摘要:积极福利的建构是实现人民美好生活的制度保障。矿区移民作为工程移民的一个重要群体类别,在其社会空间转向中人为风险的生成是无法回避的现实问题。基于对内蒙古E旗矿区移民现实景象的观察与思考,发现以丰裕现金福利作为保障的背后,缺失的是以明确主体权责、提升自我能力、构筑风险意识为导向的积极福利建构反思。通过呈现矿区移民面临社会转型中传统到现代的生活、生产转向,责任隐没中主体权责的迷失与道德机制的失效,以及无目的自我的个人自主性需要和反思能力匮乏等多重风险困境,尝试寻找积极福利建构作为化解矿区移民风险的耦合策略。其关键在于围绕“矿区移民”这一主体与政府、企业、社会组织的多方互动,从权利与责任的平衡、团结与合作的培育、排斥向包容的转向,窥探他助向自助转变的多维积极福利建构可能性,以此作为矿区移民应对现实风险和构筑未来可持续生计的一种理性制度尝试。

关键词:矿区移民;风险社会;积极福利;能力再造

中图分类号: C916        文献标识码: A        文章编号:2096–7640(2022)01-0086-11

新时期的国家发展核心在于改善民生和完善保障体系。习近平总书记在十九大报告中提出新时代中国特色社会主义思想,把人民对美好生活的向往作为奋斗目标,把增进人民福祉、促进人的全面发展作为发展的出发点和落脚点。其中蕴含着人民至上的价值立场、以人民为中心的价值取向、实现人民美好生活的价值目标,形成的是一个逻辑严密的价值体系,其价值真谛是人民美好。[1]使人民有获得感、幸福感、安全感,更加充实、更有保障、更可持续。[2]映射出的是人民美好生活的福利建构。然而,草原矿区资源开发过程中的外迁农牧民群体(以下简称“矿区移民”)却面临着现实移民搬迁中的风险与机遇,这让他们美好生活的开启呈现出风险与福利相伴而行的耦合。吉登斯指出,风险一方面将我们的注意力引向了我们所面对的各种风险——其中最大的风险是由我们自己制造出来的——另一方面又使我们的注意力转向这些风险所伴生的各种机会。[3]66传达的是风险中“机会与创新”的积极面向和“安全与责任”的消极面向。面对风险与福利的并存,深入分析、探寻矿区移民在面临现实困境时能否及如何获取积极福利,这对矿区移民这一特殊群体来说,是从多层面、多主体间构建积极福利体系以及实现美好生活的必经之路。

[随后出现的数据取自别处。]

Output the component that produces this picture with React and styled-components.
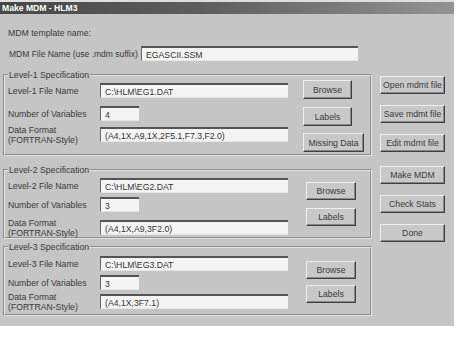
import React from 'react';
import styled, { createGlobalStyle } from 'styled-components';

// ─────────────────────────────────────────────────────────────────────────────
// data
// ─────────────────────────────────────────────────────────────────────────────

const levels = [
  {
    n: 1,
    file: 'C:\\HLM\\EG1.DAT',
    vars: '4',
    fmt: '(A4,1X,A9,1X,2F5.1,F7.3,F2.0)',
    top: 9,
    gaps: [3, 8, 6],
    pb: 2,
    bl: 15,
    buttons: [
      { t: 'Browse', m: 0, h: 19, w: 49 },
      { t: 'Labels', m: 8, h: 19, w: 49 },
      { t: 'Missing Data', m: 7, h: 19, w: 61 },
    ],
  },
  {
    n: 2,
    file: 'C:\\HLM\\EG2.DAT',
    vars: '3',
    fmt: '(A4,1X,A9,3F2.0)',
    top: 9,
    gaps: [3, 4, 8],
    pb: 2,
    bl: 18,
    buttons: [
      { t: 'Browse', m: 7, h: 18, w: 50 },
      { t: 'Labels', m: 8, h: 18, w: 50 },
    ],
  },
  {
    n: 3,
    file: 'C:\\HLM\\EG3.DAT',
    vars: '3',
    fmt: '(A4,1X,3F7.1)',
    top: 3,
    gaps: [4, 4, 4],
    pb: 5,
    bl: 18,
    buttons: [
      { t: 'Browse', m: 9, h: 18, w: 50 },
      { t: 'Labels', m: 6, h: 18, w: 50 },
    ],
  },
];

const sideButtons = ['Open mdmt file', 'Save mdmt file', 'Edit mdmt file', 'Make MDM', 'Check Stats', 'Done'];

// ─────────────────────────────────────────────────────────────────────────────
// frame
// ─────────────────────────────────────────────────────────────────────────────

const Global = createGlobalStyle`
  html, body {
    margin: 0;
    background: #fff;
  }
  body {
    font-family: "Liberation Sans", Arial, sans-serif;
  }
`;

const Dialog = styled.div`
  width: 454px;
  height: 326px;
  box-sizing: border-box;
  border-top: 2px solid #dedede;
  background: #c5c5c5;
  color: #3a3a3a;
  font-size: 8.7px;
`;

const TitleBar = styled.div`
  height: 12px;
  padding-left: 2px;
  background: linear-gradient(90deg, #474747 0%, #5e5e5e 45%, #939393 100%);
  color: #fff;
  font-weight: bold;
  font-size: 8.6px;
  line-height: 12px;
`;

const Body = styled.div`
  display: flex;
  padding-left: 3px;
`;

const Main = styled.div`
  width: 369px;
  display: flex;
  flex-direction: column;
`;

const Side = styled.div`
  margin-left: 8px;
  padding-top: 62px;
  display: flex;
  flex-direction: column;
  gap: 11px;
`;

// ─────────────────────────────────────────────────────────────────────────────
// controls
// ─────────────────────────────────────────────────────────────────────────────

const Caption = styled.div`
  margin-top: 13px;
  padding-left: 5px;
  line-height: 12px;
`;

const Row = styled.div`
  display: flex;
  align-items: center;
  height: 15px;
  margin-top: ${(p) => p.$mt}px;
  padding-left: ${(p) => p.$pl || 0}px;
`;

const Label = styled.div`
  width: ${(p) => p.$w}px;
  flex: none;
  padding-left: 1px;
  box-sizing: border-box;
  line-height: 10px;
  white-space: nowrap;
  font-size: ${(p) => p.$fs || 8.7}px;
`;

const Input = styled.input`
  box-sizing: border-box;
  width: ${(p) => p.$w}px;
  height: 15px;
  margin: 0;
  padding: 1px 0 0 4px;
  border: none;
  border-top: 2px solid #555;
  border-left: 1px solid #666;
  border-bottom: 1px solid #e6e6e6;
  background: #f4f4f4;
  color: #333;
  font-family: "Liberation Sans", Arial, sans-serif;
  font-size: 8.7px;
  outline: none;
`;

const Button = styled.button`
  box-sizing: border-box;
  width: ${(p) => p.$w}px;
  height: ${(p) => p.$h}px;
  margin: ${(p) => p.$mt || 0}px 0 0;
  padding: 0;
  border: 1px solid;
  border-color: #efefef #3f3f3f #3f3f3f #efefef;
  box-shadow: inset -1px -1px 0 #888;
  background: #c8c8c8;
  color: #3a3a3a;
  font-family: "Liberation Sans", Arial, sans-serif;
  font-size: 8.7px;
  white-space: nowrap;
`;

// ─────────────────────────────────────────────────────────────────────────────
// group box
// ─────────────────────────────────────────────────────────────────────────────

const Group = styled.fieldset`
  box-sizing: border-box;
  width: 369px;
  margin: ${(p) => p.$mt}px 0 0;
  padding: 0 2px ${(p) => p.$pb}px;
  border: 2px groove #e2e2e2;
`;

const Legend = styled.legend`
  margin-left: 1px;
  padding: 0 1px;
  line-height: 10px;
  font-size: 8.7px;
`;

const Inner = styled.div`
  display: flex;
`;

const Fields = styled.div`
  display: flex;
  flex-direction: column;
`;

const Buttons = styled.div`
  margin-left: ${(p) => p.$ml}px;
  display: flex;
  flex-direction: column;
`;

function Level({ l }) {
  return (
    <Group $mt={l.top} $pb={l.pb}>
      <Legend>Level-{l.n} Specification</Legend>
      <Inner>
        <Fields>
          <Row $mt={l.gaps[0]}>
            <Label $w={93}>Level-{l.n} File Name</Label>
            <Input $w={188} readOnly value={l.file} />
          </Row>
          <Row $mt={l.gaps[1]}>
            <Label $w={93}>Number of Variables</Label>
            <Input $w={39} readOnly value={l.vars} />
          </Row>
          <Row $mt={l.gaps[2]}>
            <Label $w={93}>
              Data Format
              <br />
              (FORTRAN-Style)
            </Label>
            <Input $w={188} readOnly value={l.fmt} />
          </Row>
        </Fields>
        <Buttons $ml={l.bl}>
          {l.buttons.map((b) => (
            <Button key={b.t} $w={b.w} $h={b.h} $mt={b.m}>
              {b.t}
            </Button>
          ))}
        </Buttons>
      </Inner>
    </Group>
  );
}

// ─────────────────────────────────────────────────────────────────────────────
// app
// ─────────────────────────────────────────────────────────────────────────────

export default function App() {
  return (
    <>
      <Global />
      <Dialog>
        <TitleBar>Make MDM - HLM3</TitleBar>
        <Body>
          <Main>
            <Caption>MDM template name:</Caption>
            <Row $mt={7} $pl={5}>
              <Label $w={133} $fs={8.5}>MDM File Name (use .mdm suffix)</Label>
              <Input $w={217} readOnly value="EGASCII.SSM" />
            </Row>
            {levels.map((l) => (
              <Level key={l.n} l={l} />
            ))}
          </Main>
          <Side>
            {sideButtons.map((t) => (
              <Button key={t} $w={65} $h={18} $mt={t === 'Make MDM' ? 3 : 0}>
                {t}
              </Button>
            ))}
          </Side>
        </Body>
      </Dialog>
    </>
  );
}
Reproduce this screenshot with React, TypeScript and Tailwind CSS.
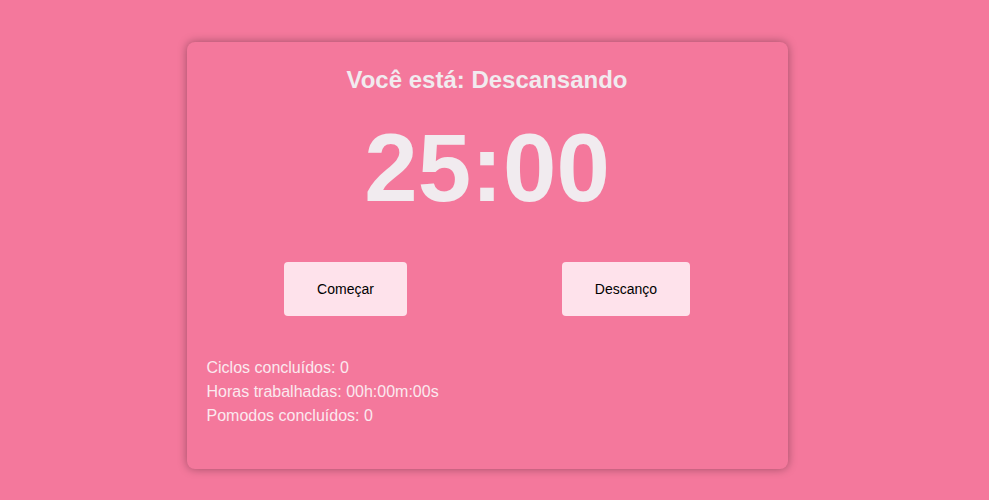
import React, { useState } from "react";

export default function App() {
    const [mode] = useState("Descansando");

    return (
        <div className="min-h-[500px] w-full bg-[#f4789c] pr-[15px] pt-[42px]" style={{ fontFamily: '"Liberation Sans", Arial, sans-serif' }}>
            <div className="mx-auto w-[601px] rounded-lg bg-[#f4789c] px-5 pt-[22px] pb-[41px] shadow-[0_0_10px_rgba(0,0,0,0.35)]">
                <h2 className="text-center text-2xl font-bold text-[#f1ebef]">Você está: {mode}</h2>
                <div className="mt-[17px] text-center text-[96px] leading-[110px] font-bold text-[#f1ebef]">25:00</div>
                <div className="mt-[39px] flex justify-around">
                    <button className="h-[54px] w-[123px] rounded bg-[#fee2eb] text-sm text-black">Começar</button>
                    <button className="h-[54px] w-[128px] rounded bg-[#fee2eb] text-sm text-black">Descanço</button>
                </div>
                <div className="mt-10 text-base leading-6 text-[#fbe9ef]">
                    <p>Ciclos concluídos: 0</p>
                    <p>Horas trabalhadas: 00h:00m:00s</p>
                    <p>Pomodos concluídos: 0</p>
                </div>
            </div>
        </div>
    );
}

基于此,笔者于2017年开始关注内蒙古E旗因矿产资源开发而形成的矿区移民群体。该区域位于蒙陕晋煤炭资源富集区,矿业资源开发是该区域主要的经济支柱产业和发展引擎。E旗作为矿区移民转移安置的典型区和补偿政策制定实施的先行区,在为矿业发展营造良性运行环境并解除因开采面不断扩大带来的地表沉陷风险的过程中,于2011年出台了《 E旗矿区移民安置补偿暂行办法》(以下简称《办法》),采取一次性搬迁安置、沉陷区土地一次性补偿和土地流转相结合的方式,以现金补偿作为转移安置主要保障措施,在制度层面形成了矿区移民搬迁安置补偿的合法性路径,并为矿区移民集聚了现金资本。E旗矿区移民安置的补偿性制度是在移民安置的风险化解以及权益保障中出台并得到完善的,被看作是在可预期风险中化解社会不稳定因素的政策措施。然而,地方政府却未能寻找到影响矿区移民可持续福利构建的关键因素。本研究基于对内蒙古E旗矿区移民现实生活情景的观察,将其作为个案开展质性研究,在遵循研究伦理原则下对10名矿工移民、5名政府部门和社区工作人员进行深度访谈,具体访谈对象见表1。资料分析借助情景分析法,审视矿区移民面临的现实风险困境,进而深层次地挖掘风险社会矿区移民的积极福利建构的耦合策略。

一、文献回顾:移民类型化与权益导引

移民是伴随着社会发展而产生的[4],移民过程中显现出的社会问题成为研究者和政策制定者关注的焦点话题。[5]我国移民研究主要关注于工程移民、生态移民和国际移民三种类型,涉及移民补偿安置、权益保障和劳动与社会排斥等内容。[6-9]从移民群体类别划分来看,工程移民研究中的水利水电移民是学者最为关注的领域,尤以水库移民问题研究最为深入,因其影响最为深远、涉及面最广、实施难度最大,是十分复杂的“人口—资源—环境—社会—经济系统”的破坏、修复、调整和重建的系统工程。[10]生态移民研究关注的是移民在经历了搬迁的怀疑、适应的沮丧和后续生计发展的忧虑,[11]68强调的是地理区位中的生态脆弱性与人的可持续性发展关系。它以贫困治理为目标,研究关注的是生存导向、主体导向中贫困户的生活、生产、社会三维空间切换,探索的是贫困生发、治愈与治理的逻辑。[12]国际移民研究则聚焦于民族认同感、文化价值观和宗教信仰等因素带来的移民融入适应、偏见和排斥产生的根源分析。[13-15]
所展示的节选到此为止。